Holding — Crownover, J.
- The Tennessee Court of Appeals held that the National Life Accident Insurance Company was not liable as a garnishee because it owed Rowland nothing at the time the garnishment was served.
Rule
- A garnishee cannot be held liable for debts that do not exist when the judgment debtor has already been compensated in full prior to the garnishment.
Reasoning
- The Tennessee Court of Appeals reasoned that a garnishment proceeding is an ancillary process in an effort to satisfy a judgment against the principal defendant.
- The court noted that for a garnishment to be valid, there must be an existing unsatisfied judgment and execution against the debtor.
- In this case, the insurance company had been paying Rowland's salary in advance, meaning it had no outstanding debts owed to him at the time of the garnishment.
- Additionally, the court stated that the execution issued by the justice of the peace had not been returned properly, allowing for the validity of the second garnishment.

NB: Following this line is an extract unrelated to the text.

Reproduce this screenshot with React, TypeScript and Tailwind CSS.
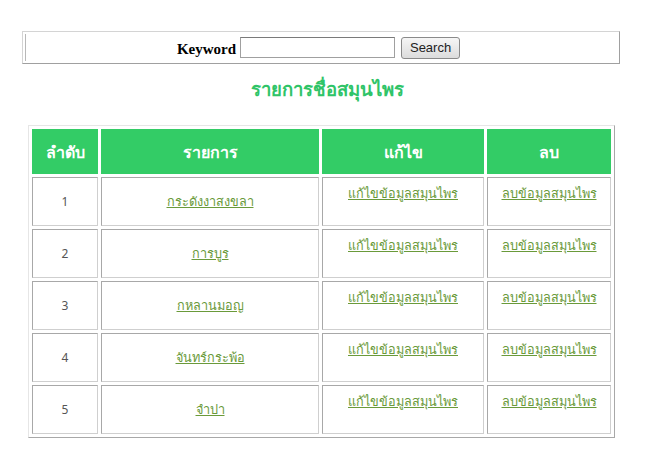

- Ultimately, the court determined that the garnishee cannot be held liable for debts that do not exist, emphasizing that the insurance company's advance payments to Rowland did not create a garnishable debt.

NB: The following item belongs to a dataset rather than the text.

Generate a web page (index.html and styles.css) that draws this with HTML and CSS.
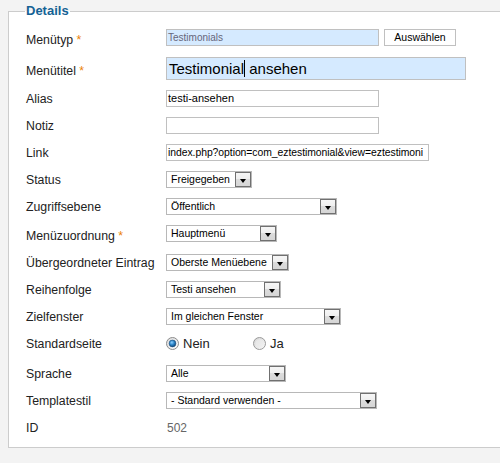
FILE: index.html
```html
<!DOCTYPE html>
<html lang="de">
<head>
<meta charset="utf-8">
<title>Details</title>
<link rel="stylesheet" href="styles.css">
</head>
<body>
<div class="page">
  <fieldset class="details">
    <legend>Details</legend>
    <ul class="form">
      <li class="row row-first">
        <span class="lbl req">Menütyp <span class="star">*</span></span>
        <div class="ctl">
          <span class="field readonly w-type">Testimonials</span>
          <span class="btn">Auswählen</span>
        </div>
      </li>
      <li class="row row-tall">
        <span class="lbl req">Menütitel <span class="star">*</span></span>
        <div class="ctl">
          <span class="field focus w-title">Testimonial<span class="caret"></span> ansehen</span>
        </div>
      </li>
      <li class="row">
        <span class="lbl">Alias</span>
        <div class="ctl"><span class="field w-text">testi-ansehen</span></div>
      </li>
      <li class="row">
        <span class="lbl">Notiz</span>
        <div class="ctl"><span class="field w-text"></span></div>
      </li>
      <li class="row">
        <span class="lbl">Link</span>
        <div class="ctl"><span class="field link w-link">index.php?option=com_eztestimonial&amp;view=eztestimoni</span></div>
      </li>
      <li class="row">
        <span class="lbl">Status</span>
        <div class="ctl"><div class="select w-status"><span class="val">Freigegeben</span><span class="arrow"></span></div></div>
      </li>
      <li class="row">
        <span class="lbl">Zugriffsebene</span>
        <div class="ctl"><div class="select w-access"><span class="val">Öffentlich</span><span class="arrow"></span></div></div>
      </li>
      <li class="row row-menu">
        <span class="lbl req">Menüzuordnung <span class="star">*</span></span>
        <div class="ctl"><div class="select w-menu"><span class="val">Hauptmenü</span><span class="arrow"></span></div></div>
      </li>
      <li class="row">
        <span class="lbl">Übergeordneter Eintrag</span>
        <div class="ctl"><div class="select w-parent"><span class="val">Oberste Menüebene</span><span class="arrow"></span></div></div>
      </li>
      <li class="row">
        <span class="lbl">Reihenfolge</span>
        <div class="ctl"><div class="select w-order"><span class="val">Testi ansehen</span><span class="arrow"></span></div></div>
      </li>
      <li class="row">
        <span class="lbl">Zielfenster</span>
        <div class="ctl"><div class="select w-target"><span class="val">Im gleichen Fenster</span><span class="arrow"></span></div></div>
      </li>
      <li class="row row-radio">
        <span class="lbl">Standardseite</span>
        <div class="ctl radios">
          <span class="opt opt-first">
            <svg class="radio" width="13" height="13" viewBox="0 0 13 13">
              <defs>
                <linearGradient id="rbg1" x1="0" y1="0" x2="1" y2="1">
                  <stop offset="0" stop-color="#d9d9d9"/>
                  <stop offset="1" stop-color="#ffffff"/>
                </linearGradient>
                <radialGradient id="rdot" cx="0.4" cy="0.35" r="0.7">
                  <stop offset="0" stop-color="#8fd0ff"/>
                  <stop offset="0.5" stop-color="#2a84c8"/>
                  <stop offset="1" stop-color="#0d3f6e"/>
                </radialGradient>
              </defs>
              <circle cx="6.5" cy="6.5" r="6" fill="url(#rbg1)" stroke="#8c8c8c" stroke-width="1"/>
              <circle cx="6.5" cy="6.5" r="3.4" fill="url(#rdot)" stroke="#1d4e7c" stroke-width="0.6"/>
            </svg>
            <span class="optlbl">Nein</span>
          </span>
          <span class="opt">
            <svg class="radio" width="13" height="13" viewBox="0 0 13 13">
              <defs>
                <linearGradient id="rbg2" x1="0" y1="0" x2="1" y2="1">
                  <stop offset="0" stop-color="#d4d4d4"/>
                  <stop offset="1" stop-color="#fbfbfb"/>
                </linearGradient>
              </defs>
              <circle cx="6.5" cy="6.5" r="6" fill="url(#rbg2)" stroke="#9a9a9a" stroke-width="1"/>
              <circle cx="6.5" cy="6.5" r="4" fill="#ececec" opacity="0.6"/>
            </svg>
            <span class="optlbl">Ja</span>
          </span>
        </div>
      </li>
      <li class="row">
        <span class="lbl">Sprache</span>
        <div class="ctl"><div class="select w-lang"><span class="val">Alle</span><span class="arrow"></span></div></div>
      </li>
      <li class="row">
        <span class="lbl">Templatestil</span>
        <div class="ctl"><div class="select w-tpl"><span class="val">- Standard verwenden -</span><span class="arrow"></span></div></div>
      </li>
      <li class="row row-last">
        <span class="lbl">ID</span>
        <div class="ctl"><span class="idval">502</span></div>
      </li>
    </ul>
  </fieldset>
</div>
</body>
</html>
```
FILE: styles.css
```css
* { box-sizing: border-box; }
html, body { margin: 0; padding: 0; }
body {
  background: #f3f3f3;
  font-family: "Liberation Sans", Arial, Helvetica, sans-serif;
  width: 500px;
  height: 463px;
  overflow: hidden;
  color: #222;
}
.page { padding: 4px 0 0 8px; }
.details {
  margin: 0;
  width: 492px;
  border: 1px solid #cccccc;
  border-right: 0;
  background: #ffffff;
  padding: 11px 0 11px 17px;
  min-width: 0;
}
.details legend {
  padding: 0 1px;
  margin-left: -1px;
  font-size: 13px;
  line-height: 14px;
  font-weight: bold;
  color: #146295;
}
.form { list-style: none; margin: 0; padding: 0; }
.row {
  display: flex;
  align-items: center;
  height: 17px;
  margin-bottom: 10px;
}
.row-first { margin-bottom: 11px; }
.row-tall { height: 23px; }
.row-menu { margin-bottom: 12px; }
.row-radio { margin-bottom: 13px; }
.row-last { margin-bottom: 0; }
.lbl {
  flex: none;
  width: 140px;
  font-size: 12.3px;
  line-height: 14px;
  color: #222;
  white-space: nowrap;
}
.lbl.req { padding-top: 5px; }
.star { color: #eb8207; }
.ctl { display: flex; align-items: center; }
.field {
  display: block;
  height: 17px;
  border: 1px solid #c0c0c0;
  background: #fff;
  font-size: 11px;
  line-height: 15px;
  padding: 0 1px;
  color: #000;
  white-space: nowrap;
  overflow: hidden;
}
.link { font-size: 10.4px; letter-spacing: -0.05px; }
.readonly { background: #d5eaff; color: #66667a; font-size: 10px; }
.focus {
  background: #d5eaff;
  height: 23px;
  font-size: 15px;
  line-height: 21px;
  padding: 0 2px;
}
.caret {
  display: inline-block;
  width: 1px;
  height: 17px;
  background: #000;
  vertical-align: -3px;
}
.w-type { width: 213px; }
.w-title { width: 300px; }
.w-text { width: 213px; }
.w-link { width: 263px; }
.btn {
  display: block;
  margin-left: 5px;
  width: 72px;
  height: 17px;
  border: 1px solid #c0c0c0;
  background: #fff;
  font-size: 10.5px;
  line-height: 15px;
  text-align: center;
  color: #000;
}
.select {
  display: flex;
  height: 17px;
  border: 1px solid #b8b8b8;
  background: #fff;
}
.select .val {
  flex: 1;
  min-width: 0;
  font-size: 10.5px;
  line-height: 15px;
  padding-left: 4px;
  color: #000;
  white-space: nowrap;
  overflow: hidden;
}
.select .arrow {
  flex: none;
  width: 16px;
  height: 15px;
  border: 1px solid #707070;
  background: linear-gradient(to bottom, #f6f6f6 0%, #efefef 45%, #dcdcdc 50%, #d6d6d6 100%);
  display: flex;
  align-items: flex-end;
  justify-content: center;
  padding-bottom: 3px;
}
.select .arrow::after {
  content: "";
  width: 0;
  height: 0;
  border-left: 3.5px solid transparent;
  border-right: 3.5px solid transparent;
  border-top: 4px solid #000;
}
.w-status { width: 86px; }
.w-access { width: 171px; }
.w-menu { width: 111px; }
.w-parent { width: 123px; }
.w-order { width: 115px; }
.w-target { width: 175px; }
.w-lang { width: 120px; }
.w-tpl { width: 211px; }
.radios { height: 17px; }
.opt { display: flex; align-items: center; }
.opt-first { width: 87px; }
.radio { display: block; flex: none; }
.optlbl { margin-left: 4px; font-size: 13px; line-height: 15px; color: #222; }
.idval { padding-left: 1px; font-size: 12px; color: #666; line-height: 14px; }
```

Deep Dive: How the Court Reached Its Decision
Court's Understanding of Garnishment
The Tennessee Court of Appeals recognized that garnishment proceedings are not standalone suits but rather ancillary to the original case, aimed at enforcing a judgment against the principal defendant. The court emphasized that for garnishment to be valid, there must be a pre-existing, unsatisfied judgment and execution against the debtor. In this case, the court noted that while a valid judgment existed against Rowland, the garnishment could only be effective if the insurance company had a debt owed to him at the time of the garnishment. This understanding is crucial as it frames the court's analysis of whether the insurance company could be held liable in this instance.

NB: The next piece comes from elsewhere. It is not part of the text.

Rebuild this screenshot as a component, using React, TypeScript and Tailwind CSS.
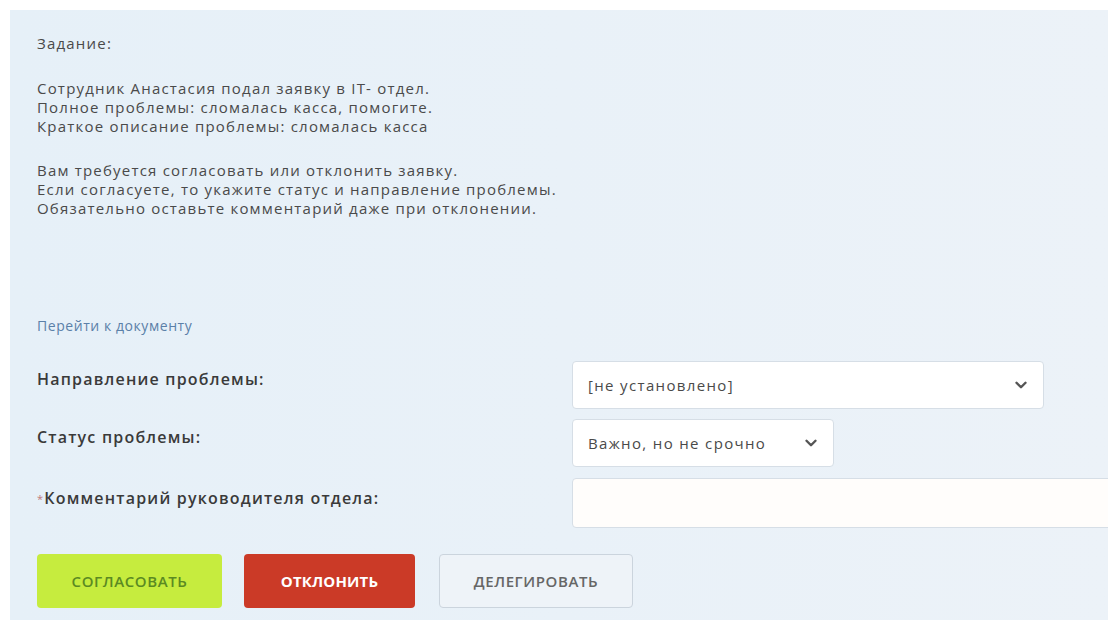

Analysis of Execution Validity
The court analyzed the execution process in this case, pointing out that an execution issued by a justice of the peace becomes functus officio if not properly returned within thirty days. In this instance, the deputy sheriff had failed to return the execution after issuing the first garnishment, which meant the execution remained valid for a second garnishment. The court concluded that the execution was still alive when the second garnishment was issued, as the judgment against Rowland was still unsatisfied. This finding allowed the court to validate the second garnishment despite procedural errors, creating a foundation for assessing the insurance company's liability as a garnishee.
Determination of Debt Existence
A key aspect of the court's reasoning was the absence of any debt owed by the insurance company to Rowland at the time of the garnishment. The court noted that the insurance company had been paying Rowland's salary in advance, meaning there were no outstanding debts that could be garnished. The company had already compensated Rowland for his services, and thus, when the garnishment was served, it had no obligation to pay him any additional money. This determination was critical, as it underscored the principle that garnishment cannot reach non-existent debts, which directly influenced the court's decision to reverse the lower court's judgment against the insurance company.
Implications of Advance Payments
The court further elaborated on the implications of the advance payments made by the insurance company. It highlighted that advance payments do not create a garnishable debt, particularly when the employee has already received full compensation for their work. The court referenced various legal precedents to support its assertion that a garnishee cannot be held liable for payments made in advance, especially when there is no evidence of collusion or fraudulent intent. This reasoning was pivotal in reinforcing the court's conclusion that the insurance company could not be held liable for a debt that did not exist at the time the garnishment was executed.
Conclusion on Garnishee Liability
Ultimately, the Tennessee Court of Appeals concluded that the National Life Accident Insurance Company was not liable as a garnishee because it owed Rowland nothing at the time of the garnishment. The court's reasoning hinged on the necessity of an existing debt for garnishment to be enforceable, which was absent in this case. By affirming the principle that garnishment procedures must target actual, enforceable debts, the court clarified the limitations imposed on garnishees, thereby protecting them from unfounded claims. This ruling reinforced essential legal standards regarding garnishment and the requisite conditions for holding a garnishee accountable in such proceedings.